First, we create two small files that will be used by all three tools. This keeps the comparison fair because pandas, Polars, and DuckDB will all work with the same input data.

import pandas as pd
import numpy as np

np.random.seed(42)

customers = pd.DataFrame({
    "customer_id": range(1, 501),
    "segment": np.random.choice(
        ["Consumer", "Corporate", "Small Business"],
        size=500
    )
})

orders = pd.DataFrame({
    "order_id": range(1, 5001),
    "customer_id": np.random.randint(1, 501, size=5000),
    "order_ts": pd.date_range("2025-01-01", periods=5000, freq="h"),
    "status": np.random.choice(
        ["complete", "pending", "cancelled"],
        size=5000,
        p=[0.7, 0.2, 0.1]
    ),
    "amount": np.round(np.random.uniform(100, 5000, size=5000), 2)
})

orders.to_parquet("orders.parquet", index=False)
customers.to_csv("customers.csv", index=False)

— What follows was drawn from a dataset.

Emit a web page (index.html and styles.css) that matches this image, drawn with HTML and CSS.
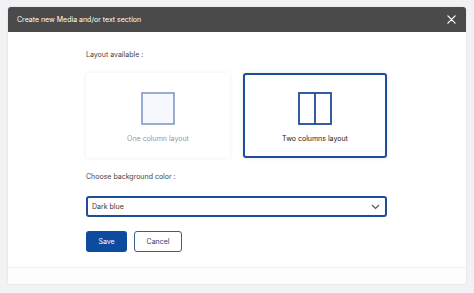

print("Sample files created.")

This creates two files: orders.parquet and customers.csv.

Now let us solve the same task using pandas, Polars, and DuckDB.

pandas Approach

pandas is the most familiar option for many Python users. It is especially useful when you are working in notebooks, doing exploratory analysis, or preparing data for visualization and machine learning.

import pandas as pd

orders = pd.read_parquet("orders.parquet")
customers = pd.read_csv("customers.csv")

pandas_result = (
    orders[orders["status"] == "complete"]
    .merge(
        customers[["customer_id", "segment"]],
        on="customer_id",
        how="left"
    )
    .assign(order_date=lambda df: pd.to_datetime(df["order_ts"]).dt.date)
    .groupby(["segment", "order_date"], as_index=False)["amount"]
    .sum()
    .rename(columns={"amount": "revenue"})
)

pandas_result.to_parquet("daily_revenue_pandas.parquet", index=False)

pandas_result.head()

In the pandas version, the data is loaded into memory first. The filtering, joining, date conversion, grouping, and saving steps are written as DataFrame operations.

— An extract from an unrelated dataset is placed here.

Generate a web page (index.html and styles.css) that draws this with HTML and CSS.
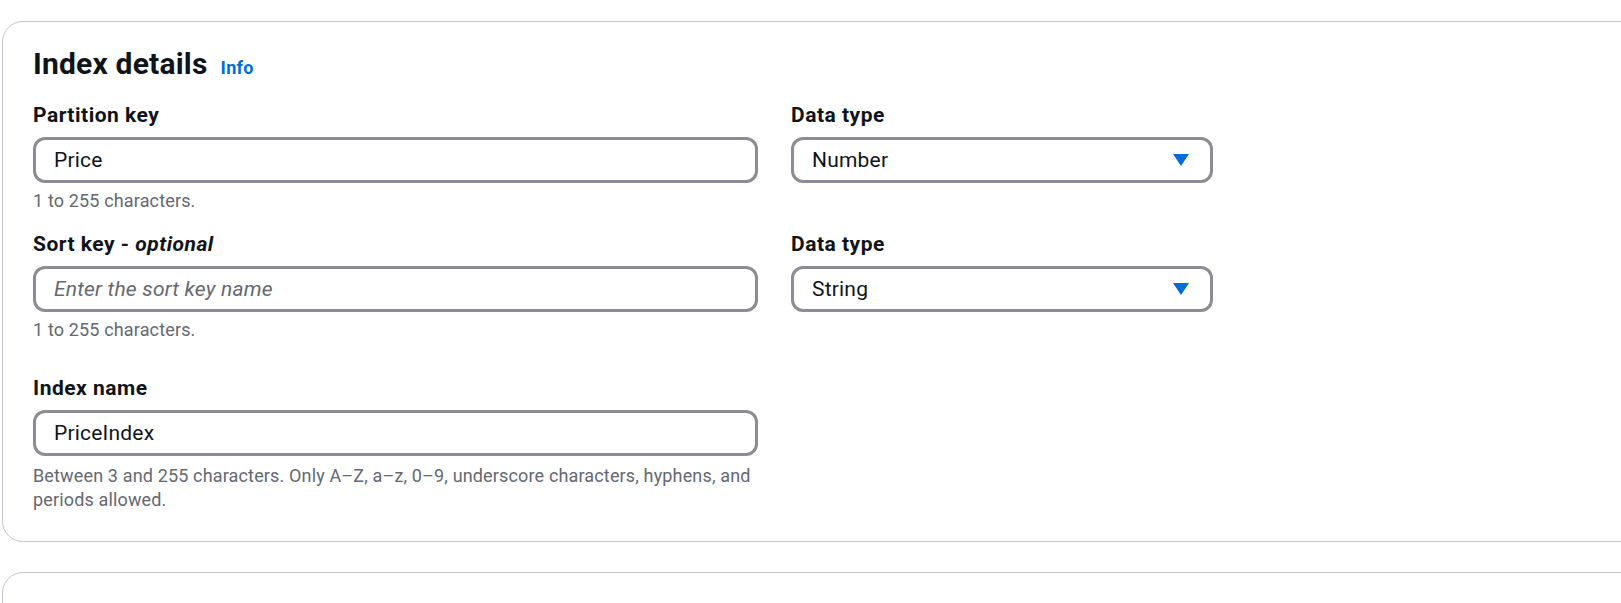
FILE: index.html
```html
<!DOCTYPE html>
<html lang="en">
<head>
<meta charset="utf-8">
<title>Index details</title>
<link rel="stylesheet" href="styles.css">
</head>
<body>
<div class="page">
  <section class="card">
    <header class="card-header">
      <h2 class="card-title">Index details</h2>
      <a class="info-link" href="#">Info</a>
    </header>

    <div class="form-row">
      <div class="field">
        <label class="field-label" for="pk">Partition key</label>
        <input class="text-input" id="pk" type="text" value="Price">
        <div class="constraint">1 to 255 characters.</div>
      </div>
      <div class="field">
        <div class="field-label">Data type</div>
        <div class="select">
          <span class="select-value">Number</span>
          <svg class="caret" width="16" height="12" viewBox="0 0 16 12" aria-hidden="true"><polygon points="0,0 16,0 8,12" fill="#006ce0"/></svg>
        </div>
      </div>
    </div>

    <div class="form-row row-second">
      <div class="field">
        <label class="field-label" for="sk">Sort key - <i>optional</i></label>
        <input class="text-input" id="sk" type="text" placeholder="Enter the sort key name">
        <div class="constraint">1 to 255 characters.</div>
      </div>
      <div class="field">
        <div class="field-label">Data type</div>
        <div class="select">
          <span class="select-value">String</span>
          <svg class="caret" width="16" height="12" viewBox="0 0 16 12" aria-hidden="true"><polygon points="0,0 16,0 8,12" fill="#006ce0"/></svg>
        </div>
      </div>
    </div>

    <div class="form-row row-third">
      <div class="field">
        <label class="field-label" for="in">Index name</label>
        <input class="text-input" id="in" type="text" value="PriceIndex">
        <div class="constraint constraint-wide">Between 3 and 255 characters. Only A–Z, a–z, 0–9, underscore characters, hyphens, and periods allowed.</div>
      </div>
    </div>
  </section>

  <section class="card card-next"></section>
</div>
</body>
</html>
```

FILE: styles.css
```css
html, body {
  margin: 0;
  padding: 0;
  background: #ffffff;
  overflow: hidden;
  height: 100%;
}

body {
  font-family: Roboto, "Noto Sans", "Liberation Sans", sans-serif;
  color: #0f141a;
}

.page {
  padding: 21px 0 0 2px;
  width: 1700px;
}

.card {
  border: 1px solid #c6c6cd;
  border-radius: 21px;
  padding: 24px 30px 29px 30px;
  background: #ffffff;
}

.card-next {
  margin-top: 30px;
  height: 80px;
  padding: 0;
}

.card-header {
  display: flex;
  align-items: baseline;
  gap: 13px;
  height: 36px;
}

.card-title {
  margin: 0;
  font-size: 30px;
  line-height: 36px;
  font-weight: 700;
  letter-spacing: 0.2px;
  color: #0f141a;
}

.info-link {
  font-size: 18px;
  line-height: 24px;
  font-weight: 700;
  letter-spacing: 0.3px;
  color: #006ce0;
  text-decoration: none;
}

.form-row {
  display: grid;
  grid-template-columns: 725px 422px;
  column-gap: 33px;
  margin-top: 18px;
}

.row-second {
  margin-top: 16px;
}

.row-third {
  margin-top: 31px;
}

.field {
  display: flex;
  flex-direction: column;
}

.field-label {
  font-size: 21px;
  line-height: 30px;
  font-weight: 700;
  letter-spacing: 0.5px;
  color: #0f141a;
  margin-bottom: 7px;
}

.field-label i {
  font-style: italic;
}

.text-input {
  box-sizing: border-box;
  height: 46px;
  width: 100%;
  margin: 0;
  border: 3px solid #8c8c94;
  border-radius: 12px;
  padding: 0 18px;
  font-family: inherit;
  font-size: 21px;
  line-height: 40px;
  letter-spacing: 0.2px;
  color: #0f141a;
  background: #ffffff;
  outline: none;
}

.text-input::placeholder {
  color: #656871;
  font-style: italic;
  opacity: 1;
}

.select {
  box-sizing: border-box;
  height: 46px;
  border: 3px solid #8c8c94;
  border-radius: 12px;
  padding: 0 21px 0 18px;
  display: flex;
  align-items: center;
  justify-content: space-between;
  background: #ffffff;
}

.select-value {
  font-size: 21px;
  line-height: 40px;
  letter-spacing: 0.2px;
  color: #0f141a;
}

.caret {
  display: block;
}

.constraint {
  margin-top: 6px;
  font-size: 18px;
  line-height: 24px;
  letter-spacing: 0.15px;
  color: #656871;
}

.constraint-wide {
  margin-top: 8px;
}
```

This approach is easy to read and works well for small to medium-sized datasets. However, for larger datasets, memory usage can become a concern because pandas usually works eagerly and may create intermediate objects.

Polars Approach

Polars is also a DataFrame tool, but it is designed for performance. It supports lazy execution, which means the query can be optimized before it actually runs.

import polars as pl

orders = pl.scan_parquet("orders.parquet")
customers = pl.scan_csv("customers.csv")

polars_query = (
    orders
    .filter(pl.col("status") == "complete")
    .join(
        customers.select(["customer_id", "segment"]),
        on="customer_id",
        how="left"
    )
    .with_columns(
        pl.col("order_ts").dt.date().alias("order_date")
    )
    .group_by(["segment", "order_date"])
    .agg(
        pl.col("amount").sum().alias("revenue")
    )
)

polars_result = polars_query.collect()

polars_result.write_parquet("daily_revenue_polars.parquet")

polars_result.head()

In the Polars version, scan_parquet() and scan_csv() create a lazy query plan instead of loading the data immediately. The actual computation happens only when collect() is called.

Compared with pandas, this approach is more performance-oriented. It is useful when you have larger transformations, repeated ETL steps, or workflows where query optimization can reduce unnecessary work.

DuckDB Approach

DuckDB is different from pandas and Polars because it is SQL-first. Instead of using a DataFrame API, we can write the entire pipeline as a SQL query.

import duckdb

con = duckdb.connect("analytics.duckdb")

con.execute("""
CREATE OR REPLACE TABLE daily_revenue AS
SELECT
    c.segment,
    CAST(o.order_ts AS DATE) AS order_date,
    SUM(o.amount) AS revenue
FROM read_parquet('orders.parquet') AS o
LEFT JOIN read_csv_auto('customers.csv') AS c
USING (customer_id)
WHERE o.status="complete"
GROUP BY 1, 2
ORDER BY 1, 2
""")

duckdb_result = con.execute("""
SELECT *
FROM daily_revenue
LIMIT 5
""").fetchdf()

duckdb_result

In the DuckDB version, the Parquet and CSV files are queried directly. DuckDB handles the filtering, joining, aggregation, and table creation through SQL.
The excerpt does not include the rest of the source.